I'm using Parallel.ForEach to work a bunch of items. The problem is, I want to prioritize which items get worked depending on the number of workers (slots) that are open. E.g. if I am working 8 parallel things and a slot opens between task 1-4, I want to assign easy work to those slots. The bottom half of the slots will get the hard work. This way, I won't get all 8 slots tied up doing hard/long-running work, easy/quick items will be run first. I've implemented this as follows:

The Code

const int workers = 8;
List<Thing> thingsToDo = ...; //Get the things that need to be done.
Thing[] currentlyWorkingThings = new Thing[workers]; //One slot for each worker.

void Run() {
    Parallel.ForEach(PrioritizeThings(thingsToDo), o => {
        int index = 0;

        //"PrioritizeTasks" added this thing to the list of currentlyWorkingThings.
        //Find my position in this list.
        lock (currentlyWorkingThings)
            index = currentlyWorkingThings.IndexOf(o);

        //Do work on this thing...

        //Then remove it from the list of currently working things, thereby
        //  opening a new slot when this worker returns/finishes.
        lock (currentlyWorkingThings)
            currentlyWorkingThings[index] = null;
    });
}

IEnumerable<Thing> PrioritizeThings(List<Thing> thingsToDo) {
    int slots = workers;
    int halfSlots = (int)Math.Ceiling(slots / 2f);

    //Sort thingsToDo by their difficulty, easiest first.
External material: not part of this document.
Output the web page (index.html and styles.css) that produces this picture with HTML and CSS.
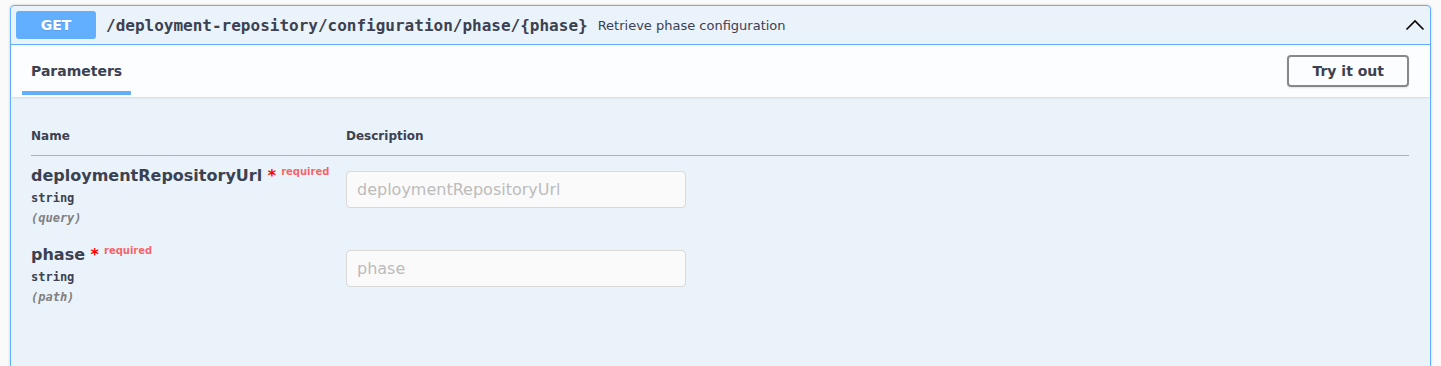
FILE: index.html
```html
<!DOCTYPE html>
<html lang="en">
<head>
  <meta charset="UTF-8" />
  <meta name="viewport" content="width=device-width, initial-scale=1.0" />
  <title>Deployment Repository API</title>
  <link rel="stylesheet" href="styles.css">
</head>
<body>
  <div class="opblock">
    <div class="opblock-summary">
      <span class="method">GET</span>
      <span class="path">/deployment-repository/configuration/phase/{phase}</span>
      <span class="summary-desc">Retrieve phase configuration</span>
      <svg class="arrow" width="20" height="20" viewBox="0 0 20 20">
        <polyline points="1.5,14.5 10,6 18.5,14.5" fill="none" stroke="#000" stroke-width="1.6" />
      </svg>
    </div>

    <div class="opblock-body">
      <div class="section-header">
        <div class="tab-item">Parameters</div>
        <button class="try-out">Try it out</button>
      </div>

      <div class="table-wrap">
        <table class="parameters">
          <thead>
            <tr>
              <th class="col-name">Name</th>
              <th>Description</th>
            </tr>
          </thead>
          <tbody>
            <tr>
              <td class="col-name">
                <div class="param-name">deploymentRepositoryUrl<span class="star">&nbsp;*</span><sup class="required">required</sup></div>
                <div class="param-type">string</div>
                <div class="param-in">(query)</div>
              </td>
              <td>
                <input type="text" placeholder="deploymentRepositoryUrl" disabled />
              </td>
            </tr>
            <tr>
              <td class="col-name">
                <div class="param-name">phase<span class="star">&nbsp;*</span><sup class="required">required</sup></div>
                <div class="param-type">string</div>
                <div class="param-in">(path)</div>
              </td>
              <td>
                <input type="text" placeholder="phase" disabled />
              </td>
            </tr>
          </tbody>
        </table>
      </div>
    </div>
  </div>
</body>
</html>
```

FILE: styles.css
```css
body {
  font-family: "DejaVu Sans", sans-serif;
  background-color: #fafafa;
  margin: 0;
  padding: 5px 10px;
  color: #3b4151;
}

.opblock {
  border: 1px solid #61affe;
  border-radius: 4px;
  background: rgba(97, 175, 254, 0.1);
  box-shadow: 0 0 3px rgba(0, 0, 0, 0.19);
}

.opblock-summary {
  display: flex;
  align-items: center;
  padding: 5px;
  border-bottom: 1px solid #61affe;
}

.method {
  min-width: 80px;
  height: 28px;
  line-height: 28px;
  text-align: center;
  background-color: #61affe;
  color: #fff;
  font-size: 14px;
  font-weight: bold;
  border-radius: 3px;
  text-shadow: 0 1px 0 rgba(0, 0, 0, 0.1);
}

.path {
  font-family: "DejaVu Sans Mono", monospace;
  font-size: 16px;
  font-weight: 600;
  padding: 0 10px;
}

.summary-desc {
  flex: 1;
  font-size: 13px;
}

.arrow {
  display: block;
}

.section-header {
  display: flex;
  align-items: center;
  justify-content: space-between;
  min-height: 52px;
  padding: 0 21px 0 20px;
  background: rgba(255, 255, 255, 0.8);
  box-shadow: 0 1px 2px rgba(0, 0, 0, 0.1);
}

.tab-item {
  position: relative;
  font-size: 14px;
  font-weight: bold;
}

.tab-item::after {
  content: "";
  position: absolute;
  left: -10%;
  width: 120%;
  bottom: -16px;
  height: 4px;
  background: #61affe;
}

.try-out {
  font-family: inherit;
  font-size: 14px;
  font-weight: bold;
  color: #3b4151;
  background: transparent;
  border: 2px solid #888;
  border-radius: 4px;
  padding: 5px 23px;
  line-height: 18px;
  box-shadow: 0 1px 2px rgba(0, 0, 0, 0.1);
}

.table-wrap {
  padding: 20px 21px 60px 20px;
}

.parameters {
  width: 100%;
  border-collapse: collapse;
}

.parameters th {
  text-align: left;
  font-size: 12px;
  font-weight: bold;
  line-height: 14px;
  padding: 12px 0;
  border-bottom: 1px solid rgba(59, 65, 81, 0.2);
}

.parameters td {
  vertical-align: top;
  padding: 10px 0;
}

.col-name {
  width: 315px;
}

.param-name {
  font-size: 16px;
  font-weight: bold;
  line-height: 20px;
}

.star {
  color: red;
}

.required {
  font-size: 10px;
  color: rgba(255, 0, 0, 0.6);
  vertical-align: top;
  position: relative;
  top: -4px;
  padding-left: 5px;
}

.param-type {
  font-family: "DejaVu Sans Mono", monospace;
  font-size: 12px;
  font-weight: 600;
  line-height: 14px;
  padding: 5px 0 6px;
}

.param-in {
  font-family: "DejaVu Sans Mono", monospace;
  font-size: 12px;
  font-weight: 600;
  font-style: italic;
  line-height: 14px;
  color: #808080;
}

.parameters input {
  display: block;
  box-sizing: border-box;
  width: 340px;
  height: 37px;
  margin: 5px 0;
  padding: 8px 10px;
  font-family: inherit;
  font-size: 16px;
  background: #fafafa;
  border: 1px solid #d9d9d9;
  border-radius: 4px;
}

.parameters input::placeholder {
  color: #bcbcbc;
}
```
    //Loop until we've worked every Thing.
    while (thingsToDo.Count > 0) {
        int slotToFill = ...; //Find the first open slot.
        Thing nextThing = null;

        lock (currentlyWorkingThings) {
            //If the slot is in the "top half", get the next easy thing - otherwise
            //  get the next hard thing.
            if (slotToFill < halfSlots)
                nextThing = thingsToDo.First();
            else
                nextThing = thingsToDo.Last();

            //Add the nextThing to the list of currentlyWorkingThings and remove it from
            //  the list of thingsToDo.
            currentlyWorkingThings[slotToFill] = nextThing;
            thingsToDo.Remove(nextThing);
        }

        //Return the nextThing to work.
        yield return nextThing;
    }
}

The Problem

So the issue I'm seeing here is that Parallel is requesting the next thing to work on from PrioritizeThings before a slot has opened (before an existing thing has been completed). I assume that Parallel is looking ahead and getting things to work ready in advance. I'd like it to not do this, and only fill a worker/slot when it is completely done. The only way I've thought of to fix this is to add a sleep/wait loop in PrioritizeThings which won't return a thing to work until it sees a legitimate open slot. But I don't like that and I was hoping that there was some way to make Parallel wait longer before getting work. Any suggestions?

回答1:

There is a way built in (kinda) to support exactly the situation you are describing.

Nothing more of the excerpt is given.